We are storytelling creatures.


We make sense of life by turning it into narrative. Plot. Cause and effect. This happened, so then I did that. I am this way because of what happened there. Or who didn’t show up. Or what I had to become.


But here’s the thing: real stories — the ones we live — don’t behave like the ones we’re used to watching.


They don’t always add up. They don’t wrap neatly. They change. Sometimes we revisit an old chapter and see something new, something we missed the first time. Sometimes even the past itself evolves — not because it changed, but because we did.


And yet we keep trying to “figure ourselves out,” as if we’re puzzles with a final answer. As if clarity will lead to closure, and then we can finally move on. As if one day, our story will suddenly make perfect sense.


The TV Version vs. Real Life

I used to make factual entertainment — real people, real stories, shaped for a watching audience. And here’s the thing: in TV, people have to make sense. Their stories need an arc. A hook. A simple cause-and-effect logic. You have to find a character the audience can get behind, and a story that will fit into a one-hour slot — ideally with a few twists and a tidy ending.


And it works. It entertains. Sometimes it even moves us.


But real people? Real people are never that neat.


You are never that neat.


Even the most layered high-end drama can’t hold a candle to your actual life — to the detail, the contradiction, the texture of your memories, your longings, your defences, your growth, your wounds, your grace.


You Are Too Vast to Quantify

And that’s the beauty of it. You are not a character. You are a mystery.
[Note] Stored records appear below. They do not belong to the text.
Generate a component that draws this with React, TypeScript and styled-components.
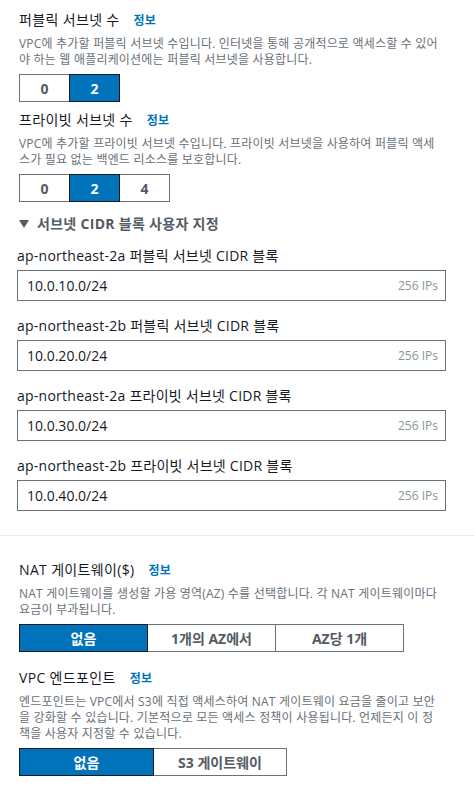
import React from "react";
import styled, { createGlobalStyle } from "styled-components";

const Global = createGlobalStyle`
  html, body { margin: 0; padding: 0; background: #ffffff; }
  body {
    font-family: "Open Sans", "Noto Sans CJK KR", sans-serif;
    color: #16191f;
    width: 474px;
  }
  * { box-sizing: border-box; }
`;

const Page = styled.div`
  display: flex;
  flex-direction: column;
  padding-top: 10px;
`;

const Section = styled.section<{ $pl?: number }>`
  display: flex;
  flex-direction: column;
  padding-left: ${(p) => p.$pl ?? 19}px;
  padding-right: 8px;
`;

const Field = styled.div<{ $mb?: number }>`
  display: flex;
  flex-direction: column;
  margin-bottom: ${(p) => p.$mb ?? 0}px;
`;

const TitleRow = styled.div`
  display: flex;
  align-items: baseline;
  gap: 14px;
  font-size: 14px;
  line-height: 20px;
  letter-spacing: 0.35px;
  color: #16191f;
`;

const InfoLink = styled.span`
  font-size: 12px;
  font-weight: 700;
  letter-spacing: 0.2px;
  color: #0073bb;
`;

const Desc = styled.p`
  margin: 5px 0 6px;
  font-size: 12px;
  line-height: 16px;
  letter-spacing: 0.2px;
  color: #687078;
`;

const Segmented = styled.div`
  display: flex;
`;

const SegButton = styled.button<{ $w: number; $selected?: boolean }>`
  width: ${(p) => p.$w}px;
  height: 28px;
  margin-left: -1px;
  &:first-child { margin-left: 0; }
  border: 1px solid ${(p) => (p.$selected ? "#16191f" : "#687078")};
  background: ${(p) => (p.$selected ? "#0073bb" : "#ffffff")};
  color: ${(p) => (p.$selected ? "#ffffff" : "#545b64")};
  font-family: "Open Sans", "Noto Sans CJK KR", sans-serif;
  font-size: 14px;
  font-weight: 700;
  padding: 0;
  position: relative;
  z-index: ${(p) => (p.$selected ? 1 : 0)};
`;

const Expander = styled.div`
  display: flex;
  align-items: center;
  gap: 8px;
  margin: 12px 0 12px 0;
  font-size: 14px;
  font-weight: 700;
  line-height: 20px;
  letter-spacing: 0.3px;
  color: #545b64;
`;

const Caret = styled.span`
  display: inline-block;
  width: 0;
  height: 0;
  border-left: 5px solid transparent;
  border-right: 5px solid transparent;
  border-top: 8px solid #545b64;
`;

const CidrList = styled.div`
  display: flex;
  flex-direction: column;
  gap: 15px;
`;

const CidrField = styled.div`
  display: flex;
  flex-direction: column;
  gap: 4px;
`;

const Label = styled.label`
  font-size: 14px;
  line-height: 20px;
  letter-spacing: 0.25px;
  color: #16191f;
`;

const InputBox = styled.div`
  width: 429px;
  height: 31px;
  border: 1px solid #687078;
  display: flex;
  align-items: center;
  justify-content: space-between;
  padding: 0 7px 0 9px;
`;

const InputText = styled.span`
  font-size: 14px;
  color: #16191f;
`;

const Suffix = styled.span`
  font-size: 12px;
  color: #879596;
`;

const Divider = styled.hr`
  width: 100%;
  border: 0;
  border-top: 1px solid #eaeded;
  margin: 24px 0 24px;
`;

const cidrs = [
  ["ap-northeast-2a 퍼블릭 서브넷 CIDR 블록", "10.0.10.0/24"],
  ["ap-northeast-2b 퍼블릭 서브넷 CIDR 블록", "10.0.20.0/24"],
  ["ap-northeast-2a 프라이빗 서브넷 CIDR 블록", "10.0.30.0/24"],
  ["ap-northeast-2b 프라이빗 서브넷 CIDR 블록", "10.0.40.0/24"],
];

export default function App() {
  return (
    <>
      <Global />
      <Page>
        <Section>
          <Field $mb={8}>
            <TitleRow>
              퍼블릭 서브넷 수<InfoLink>정보</InfoLink>
            </TitleRow>
            <Desc>
              VPC에 추가할 퍼블릭 서브넷 수입니다. 인터넷을 통해 공개적으로 액세스할 수 있어
              <br />야 하는 웹 애플리케이션에는 퍼블릭 서브넷을 사용합니다.
            </Desc>
            <Segmented>
              <SegButton $w={51}>0</SegButton>
              <SegButton $w={51} $selected>2</SegButton>
            </Segmented>
          </Field>
          <Field>
            <TitleRow>
              프라이빗 서브넷 수<InfoLink>정보</InfoLink>
            </TitleRow>
            <Desc>
              VPC에 추가할 프라이빗 서브넷 수입니다. 프라이빗 서브넷을 사용하여 퍼블릭 액세
              <br />스가 필요 없는 백엔드 리소스를 보호합니다.
            </Desc>
            <Segmented>
              <SegButton $w={51}>0</SegButton>
              <SegButton $w={51} $selected>2</SegButton>
              <SegButton $w={51}>4</SegButton>
            </Segmented>
          </Field>
          <Expander>
            <Caret />
            서브넷 CIDR 블록 사용자 지정
          </Expander>
        </Section>
        <Section $pl={17}>
          <CidrList>
            {cidrs.map(([label, value]) => (
              <CidrField key={label}>
                <Label>{label}</Label>
                <InputBox>
                  <InputText>{value}</InputText>
                  <Suffix>256 IPs</Suffix>
                </InputBox>
              </CidrField>
            ))}
          </CidrList>
        </Section>
        <Divider />
        <Section>
          <Field $mb={16}>
            <TitleRow>
              NAT 게이트웨이($)<InfoLink>정보</InfoLink>
            </TitleRow>
            <Desc>
              NAT 게이트웨이를 생성할 가용 영역(AZ) 수를 선택합니다. 각 NAT 게이트웨이마다
              <br />요금이 부과됩니다.
            </Desc>
            <Segmented>
              <SegButton $w={129} $selected>없음</SegButton>
              <SegButton $w={129}>1개의 AZ에서</SegButton>
              <SegButton $w={129}>AZ당 1개</SegButton>
            </Segmented>
          </Field>
          <Field>
            <TitleRow>
              VPC 엔드포인트<InfoLink>정보</InfoLink>
            </TitleRow>
            <Desc>
              엔드포인트는 VPC에서 S3에 직접 액세스하여 NAT 게이트웨이 요금을 줄이고 보안
              <br />을 강화할 수 있습니다. 기본적으로 모든 액세스 정책이 사용됩니다. 언제든지 이 정
              <br />책을 사용자 지정할 수 있습니다.
            </Desc>
            <Segmented>
              <SegButton $w={135} $selected>없음</SegButton>
              <SegButton $w={134}>S3 게이트웨이</SegButton>
            </Segmented>
          </Field>
        </Section>
      </Page>
    </>
  );
}
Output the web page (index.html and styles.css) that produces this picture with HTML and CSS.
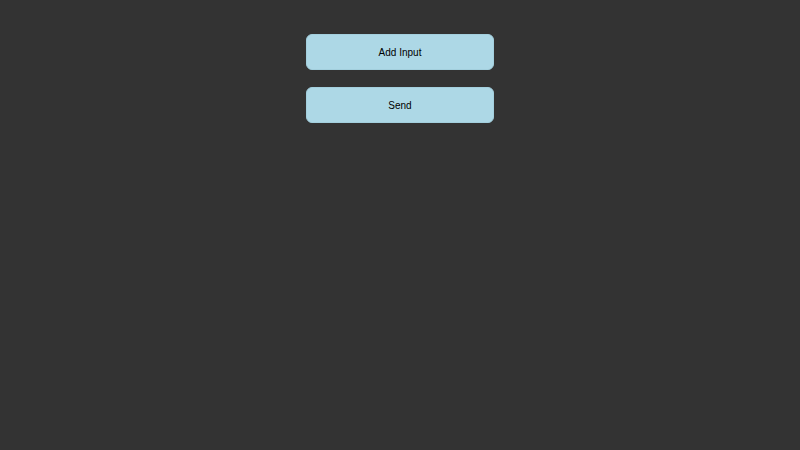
FILE: index.html
```html
<!DOCTYPE html>
<html>
<head>
<meta charset="utf-8">
<link rel="stylesheet" href="styles.css">
</head>
<body>
<div class="stack">
  <button class="btn">Add Input</button>
  <button class="btn">Send</button>
</div>
</body>
</html>
```
FILE: styles.css
```css
html, body {
  margin: 0;
  padding: 0;
  background: #333333;
  height: 100%;
}
.stack {
  display: flex;
  flex-direction: column;
  align-items: center;
  gap: 17px;
  padding-top: 34px;
}
.btn {
  width: 188px;
  height: 36px;
  background: #add8e6;
  border: 1px solid #a3cfdd;
  border-radius: 6px;
  font-family: "Liberation Sans", Arial, sans-serif;
  font-size: 10px;
  color: #000;
  padding: 0;
}
```
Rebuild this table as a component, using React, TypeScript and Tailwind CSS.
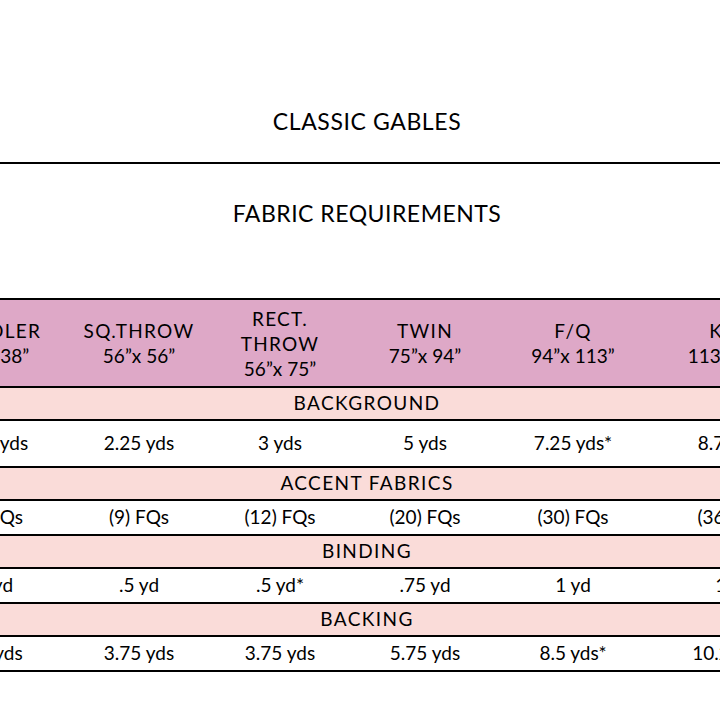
import React from "react";

// header columns of the quilt sizes
const sizes: string[][] = [
    ["TODDLER", "38”x 38”"],
    ["SQ.THROW", "56”x 56”"],
    ["RECT.", "THROW", "56”x 75”"],
    ["TWIN", "75”x 94”"],
    ["F/Q", "94”x 113”"],
    ["KING", "113”x 113”"],
];

const sections: { title: string; first?: boolean; values: string[] }[] = [
    { title: "BACKGROUND", first: true, values: ["1.25 yds", "2.25 yds", "3 yds", "5 yds", "7.25 yds*", "8.75 yds"] },
    { title: "ACCENT FABRICS", values: ["(4) FQs", "(9) FQs", "(12) FQs", "(20) FQs", "(30) FQs", "(36) FQs"] },
    { title: "BINDING", values: [".5 yd", ".5 yd", ".5 yd*", ".75 yd", "1 yd", "1 yd"] },
    { title: "BACKING", values: ["2.5 yds", "3.75 yds", "3.75 yds", "5.75 yds", "8.5 yds*", "10.25 yds"] },
];

const cols = "grid grid-cols-[146px_146px_136px_154px_142px_170px]";

const App: React.FC = () => {
    return (
        <div className="w-[720px] h-[720px] overflow-hidden bg-white text-black font-['Lato','Open_Sans',sans-serif]">
            <div className="w-[894px] ml-[-80px]">
                {/* 見出し */}
                <div className="h-[162px] flex justify-center pt-[110px]">
                    <h1 className="text-[23px] leading-none tracking-[0.6px]">CLASSIC GABLES</h1>
                </div>
                <div className="border-t-2 border-black" />
                <div className="h-[134px] flex justify-center pt-[38px]">
                    <h2 className="text-[23px] leading-none tracking-[0.5px]">FABRIC REQUIREMENTS</h2>
                </div>

                {/* 表 */}
                <div className="border-t-2 border-black">
                    <div className={`${cols} h-[86px] bg-[#dea8c7] text-[19px] leading-[25px]`}>
                        {sizes.map((lines, i) => (
                            <div
                                key={i}
                                className={`flex flex-col items-center justify-center text-center ${i === 5 ? "pl-[12px]" : ""}`}
                            >
                                {lines.map((l, j) => (
                                    <span key={l} className={j === lines.length - 1 ? "" : "tracking-[1.3px]"}>
                                        {l}
                                    </span>
                                ))}
                            </div>
                        ))}
                    </div>
                    {sections.map((s) => (
                        <div key={s.title}>
                            <div className="border-t-2 border-black h-[33px] bg-[#fadcd9] flex items-center justify-center text-[19px] tracking-[1.4px]">
                                {s.title}
                            </div>
                            <div
                                className={`${cols} border-t-2 border-black ${s.first ? "h-[47px]" : "h-[35px]"} text-[19px] items-center`}
                            >
                                {s.values.map((v, i) => (
                                    <div key={i} className={`text-center ${i === 5 ? "pl-[8px]" : ""}`}>
                                        {v}
                                    </div>
                                ))}
                            </div>
                        </div>
                    ))}
                    <div className="border-t-2 border-black" />
                </div>
            </div>
        </div>
    );
};

export default App;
Not in a woo-woo, unreachable way. But in a very human way. You are evolving, changing, contradicting yourself daily. You are made up of many parts, many voices, many pasts that continue to breathe inside you.


And no single story could ever hold the whole of you.


Which is why the goal isn’t total self-understanding. You are simply too vast to ever be fully known — even by yourself. And that’s not a failure. That’s what makes you human.


So Why Bother Looking?

Because sometimes, in the looking, we find light.


Not answers, necessarily. But moments. Glimpses. We unfold facets of ourselves that throw gentle, sometimes piercing, light on who we are — or who we were becoming, even when we didn’t know it.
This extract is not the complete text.